Post-traumatic stress syndrome is a psychiatric disorder that appears in people who have experienced a dramatic episode in their lives (war, kidnapping, violent death of a family member).
In people who suffer from it, nightmares that recall the tragic experience lived in the past are frequent.
Causes
Currently, specialists do not know the exact cause of a traumatic event that can generate this syndrome in some people but not others.
In these cases, genes, emotions and the family situation play an important role. For example, past emotional trauma may increase the risk of developing this disorder after a traumatic event.
Under normal circumstances, the stress hormones and chemicals the body secretes in response to a stressful event return to normal levels within a short period. But for people with PTSD, the body continues to secrete hormones and chemicals.
The causes that cause this pathology can be:
- A robbery, rape or being a victim of gender violence.
- Terrorism or a war.
- Incarceration or a car accident.
- Natural disasters.
Symptoms
In some cases, the onset of symptoms can occur years after the causative event. These are the most characteristic signs:
- Remembrance of the trauma ( flashbacks ), nightmares or instantaneous and involuntary memories at any time of the day.
- Extreme anxiety when in contact with people, places or any circumstance that reminds of the event.
- The patient tends to avoid conversations, places, people and, in general, anything that can be related to the trauma.
- Palpitations, shortness of breath and increased sweat secretion every time the triggering event is remembered.
- Inability to remember important details of the traumatic event.
- Feeling psychically distant, numb and paralysed from any normal emotional experience.
- Losing interest in hobbies and entertainment.
Show signs of hyperactivity: Difficulty sleeping, irritability, inability to concentrate or becoming alarmed very easily.
Prevention
There is evidence that traumatised people who receive psychological support and specialised advice immediately after the triggering episode are less likely to suffer from post-traumatic stress syndrome.

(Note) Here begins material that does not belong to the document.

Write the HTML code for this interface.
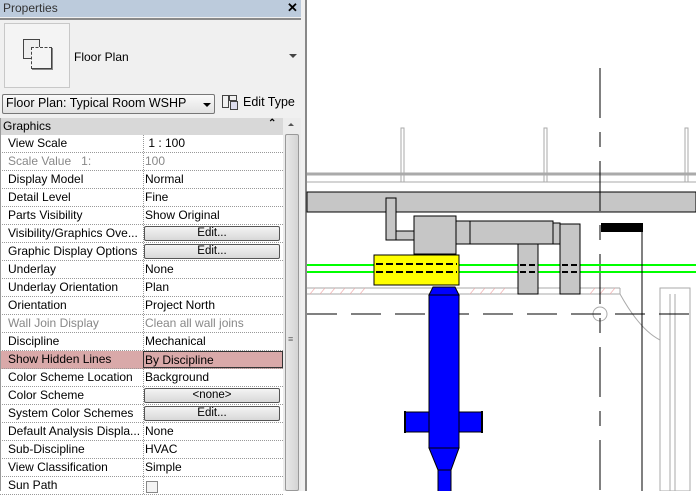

That is why it is recommended that a specialised professional be used after a trauma.
types
Within post-traumatic stress syndrome, experts distinguish between the acute type, which manifests during the first month to three months after the trauma; and the latent type, which can appear at least six months after the triggering event.
But, in addition, there is another classification depending on the patient’s patient’s symptom picture:
- The patient continuously relives the traumatic event, which produces repetitive memories of the event that, in most cases, are also mixed with nightmares.
- This causes annoying reactions of the person in situations that remind him of the fact.
- In some cases, the manoeuvre adopted is avoidance: the patient shows emotional insensitivity and indifference to daily activities and avoids places or thoughts that remind him of the event.
- Hyperarousal means that the person continually scans their surroundings for signs of danger, making it difficult for them to concentrate and causing them to jump continuously. This can trigger irritation or fits of anger.
- Also, the patient may cope with the traumatic event through negative thoughts and moods. This causes guilt or a tendency to blame others for the event and lose interest in daily activities.
Diagnosis
To diagnose this disorder, the specialist will ask the patient about the duration of the symptoms. It is called post-traumatic stress syndrome if the symptom picture prevails for more than 30 days.
In the same way, physical examinations and blood tests may be carried out to determine if there is another disease that presents the same symptoms.
Treatments
The treatment is long-term, which explains the high degree of abandonment of therapy.
The therapy is based on a combination of drugs and psychotherapy. The drugs used aim to treat the various symptoms of the syndrome, taking into account the most pronounced. The medications that are usually prescribed are antidepressants and anxiolytics.
Psychotherapy aims to develop relaxation techniques, such as learning to breathe correctly in the face of a crisis caused by the syndrome.
This treatment can be combined with cognitive methods to rationalise the traumatic events and shock therapy, in which the situation experienced is recreated to help the victim overcome it and lose the fear it caused.
Other data
Most people who have experienced trauma do not develop post-traumatic stress, which is still unexplained. In addition, contrary to what is believed, the severity of the syndrome does not depend on the nature of the trauma that triggers it.
The reaction to a difficult and unusual situation depends very much on the sensitivity of the people affected and their resources to cope with trauma.
In part, this is determined by the genetic characteristics of each person. Still, it is also influenced by the personality and the specific life situation the patient is going through, whether or not he has suffered other traumas in the past or the family and social fabric that can support him.
It is also more common in those individuals who are socially isolated.